角川文庫でも出ているし、たぶん、うちにも本はあると思うんですけど、映画のほんの2時間の間、南米のあちらこちらを見て、その不条理を感じ、これをどうにかしなくてはならないという強い思いを持つ形にはなっています。
彼らが目を向けたのは、立派な観光地ではなく、貧しい人たち、引き裂かれた人たち、救いを求める人たちでした。それくらいに当時の南米にはいろんな矛盾があったのかもしれない。今はどうなっているんだろう。
若い二人は、自分たちにできることをその場で懸命にしてあげて、しばらくして落ち着いたら、またどこか違うところへ向かっていくのです。
この貧しさの裏には、チラチラッとアメリカの豊かさも見えていて、アメリカがあんなに豊かなのは、南米の人々を虐げ、搾取し、中南米の人々の犠牲の上でアメリカだけ唯我独尊の豊かさを享受しているように見えてきます。これはその仕組みから改めなくてはいけないという力につながっていく、というふうに見えました。
ブラジルの人が監督さんで、制作面にはロバート・レッドフォードさんもいるということでした。ゲバラさんのロードムービーでした。
それで、私はまた、先日の「空港ピアノ」のチリの若者に戻るのです。
世界中に、そんなにお金はないけど、とりあえず世界を見てきたいという若者がいて、何か一つ自分に生かせるものを手にして、たとえばギターとか、たとえばスケッチブックとか、たとえば、道路に絵を描きたいから、チョークだけを持つとか、大人から見たらつまらない何かを携え、ヒョイと知らない国に飛び込んでいきます。

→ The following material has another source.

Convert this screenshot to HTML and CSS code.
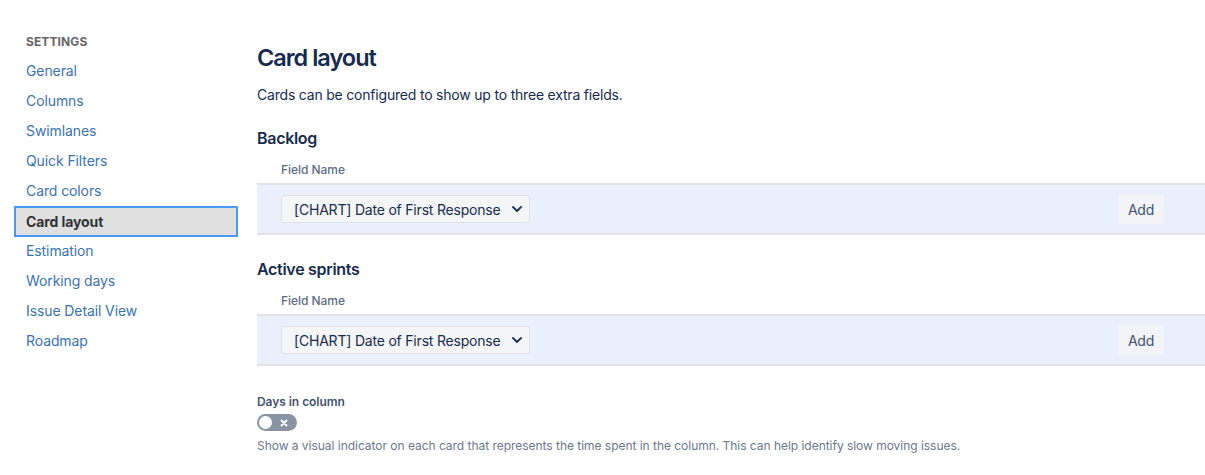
FILE: index.html
```html
<!DOCTYPE html>
<html>
<head>
<meta charset="utf-8">
<link rel="stylesheet" href="styles.css">
</head>
<body>
<div class="page">
  <nav class="sidebar">
    <div class="side-heading">SETTINGS</div>
    <a class="side-link">General</a>
    <a class="side-link">Columns</a>
    <a class="side-link">Swimlanes</a>
    <a class="side-link">Quick Filters</a>
    <a class="side-link">Card colors</a>
    <a class="side-link active">Card layout</a>
    <a class="side-link">Estimation</a>
    <a class="side-link">Working days</a>
    <a class="side-link">Issue Detail View</a>
    <a class="side-link">Roadmap</a>
  </nav>
  <main class="main">
    <h1 class="title">Card layout</h1>
    <p class="desc">Cards can be configured to show up to three extra fields.</p>

    <h2 class="section">Backlog</h2>
    <div class="field-label">Field Name</div>
    <div class="field-row">
      <div class="select">
        <span>[CHART] Date of First Response</span>
        <svg class="chev" width="12" height="8" viewBox="0 0 12 8"><path d="M2 2l4 4 4-4" fill="none" stroke="#253858" stroke-width="2" stroke-linecap="round" stroke-linejoin="round"/></svg>
      </div>
      <div class="btn">Add</div>
    </div>

    <h2 class="section second">Active sprints</h2>
    <div class="field-label">Field Name</div>
    <div class="field-row">
      <div class="select">
        <span>[CHART] Date of First Response</span>
        <svg class="chev" width="12" height="8" viewBox="0 0 12 8"><path d="M2 2l4 4 4-4" fill="none" stroke="#253858" stroke-width="2" stroke-linecap="round" stroke-linejoin="round"/></svg>
      </div>
      <div class="btn">Add</div>
    </div>

    <div class="toggle-label">Days in column</div>
    <div class="toggle">
      <span class="knob"></span>
      <svg class="x" width="8" height="8" viewBox="0 0 8 8"><path d="M1.5 1.5l5 5M6.5 1.5l-5 5" stroke="#fff" stroke-width="1.8" stroke-linecap="round"/></svg>
    </div>
    <div class="help">Show a visual indicator on each card that represents the time spent in the column. This can help identify slow moving issues.</div>
  </main>
</div>
</body>
</html>
```
FILE: styles.css
```css
html, body {
  margin: 0;
  padding: 0;
  background: #fff;
}
body {
  font-family: Inter, "Noto Sans", "Liberation Sans", sans-serif;
  font-size: 14px;
  color: #172b4d;
  letter-spacing: -0.2px;
}
.page {
  display: flex;
}
.sidebar {
  width: 224px;
  padding: 34px 0 0 14px;
  display: flex;
  flex-direction: column;
  flex-shrink: 0;
}
.side-heading {
  font-size: 12px;
  line-height: 16px;
  font-weight: 700;
  color: #666;
  padding-left: 12px;
  margin-bottom: 6px;
  letter-spacing: 0.1px;
}
.side-link {
  display: block;
  box-sizing: border-box;
  height: 30px;
  line-height: 26px;
  padding-left: 10px;
  border: 2px solid transparent;
  color: #3b73af;
  font-size: 14px;
  text-decoration: none;
  letter-spacing: -0.1px;
}
.side-link.active {
  background: #e0e0e0;
  border-color: #4a9af5;
  color: #333;
  font-weight: 700;
  height: 31px;
  line-height: 27px;
  margin-bottom: -1px;
}
.main {
  flex: 1;
  margin-left: 19px;
  padding-top: 44px;
}
.title {
  margin: 0;
  font-size: 23.5px;
  line-height: 28px;
  font-weight: 600;
  color: #172b4d;
  letter-spacing: -1px;
}
.desc {
  margin: 13px 0 0;
  line-height: 20px;
}
.section {
  margin: 23px 0 0;
  font-size: 16px;
  line-height: 20px;
  font-weight: 600;
  color: #172b4d;
  letter-spacing: -0.3px;
}
.section.second {
  margin-top: 24px;
}
.field-label {
  margin: 14px 0 0 24px;
  font-size: 12px;
  line-height: 16px;
  font-weight: 500;
  color: #5e6c84;
  letter-spacing: -0.05px;
}
.field-row {
  margin-top: 5px;
  height: 48px;
  background: #e9f0fb;
  border-top: 2px solid #dfe1e6;
  border-bottom: 2px solid #dfe1e6;
  display: flex;
  align-items: center;
  justify-content: space-between;
  padding: 0 41px 0 24px;
}
.select {
  box-sizing: border-box;
  width: 249px;
  height: 28px;
  background: #f4f5f7;
  border: 1px solid #dfe1e6;
  border-radius: 3px;
  display: flex;
  align-items: center;
  justify-content: space-between;
  padding: 0 6px 0 12px;
  font-size: 14px;
  color: #172b4d;
}
.chev {
  display: block;
}
.btn {
  box-sizing: border-box;
  width: 46px;
  height: 30px;
  background: #f2f4f8;
  border-radius: 3px;
  display: flex;
  align-items: center;
  justify-content: center;
  color: #42526e;
  font-size: 14px;
}
.toggle-label {
  margin-top: 28px;
  font-size: 12px;
  line-height: 16px;
  font-weight: 600;
  color: #42526e;
  letter-spacing: -0.05px;
}
.toggle {
  margin-top: 4px;
  width: 40px;
  height: 17px;
  border-radius: 9px;
  background: #8993a4;
  display: flex;
  align-items: center;
  justify-content: space-between;
  padding: 0 9px 0 2px;
  box-sizing: border-box;
}
.knob {
  width: 13px;
  height: 13px;
  border-radius: 50%;
  background: #fff;
}
.x {
  display: block;
}
.help {
  margin-top: 7px;
  font-size: 12px;
  line-height: 16px;
  color: #6b778c;
  letter-spacing: -0.03px;
}
```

そこで人の情けに生かされながら、自分の次の道を見つけていく。もちろん、その瞬間は、まわりにさわやかな風を吹かせ、あたたかな気分を残していく。彼ら、彼女らは、そうしないと自分も生きていけないし、そうした人々とつながることが自分の生につながると体感しているように見えます。
テレビで見たチリの若者は、ギターとピアノのできる人でした。曲は2001年の映画「アメリ」のワルツでした。ズン、チャッ、チャッと、ゆっくりとした感じの演奏していました。その音の一つ一つに彼の見てきたものと、これから過ごしていく未来が見えた気がしました。
そうした人々の思いを抱えながら、新しく出会った人々に新たな風を吹きこませる人になれたらな……と思います。ゲバラさんもそうでした。この前の若者もそう見えた。先日亡くなられたペシャワール会の中村さんもそうでした。私は、そういう風は吹かせられないけど、邪魔はしたくないし、応援したいし、一緒についていきたい気分でいます。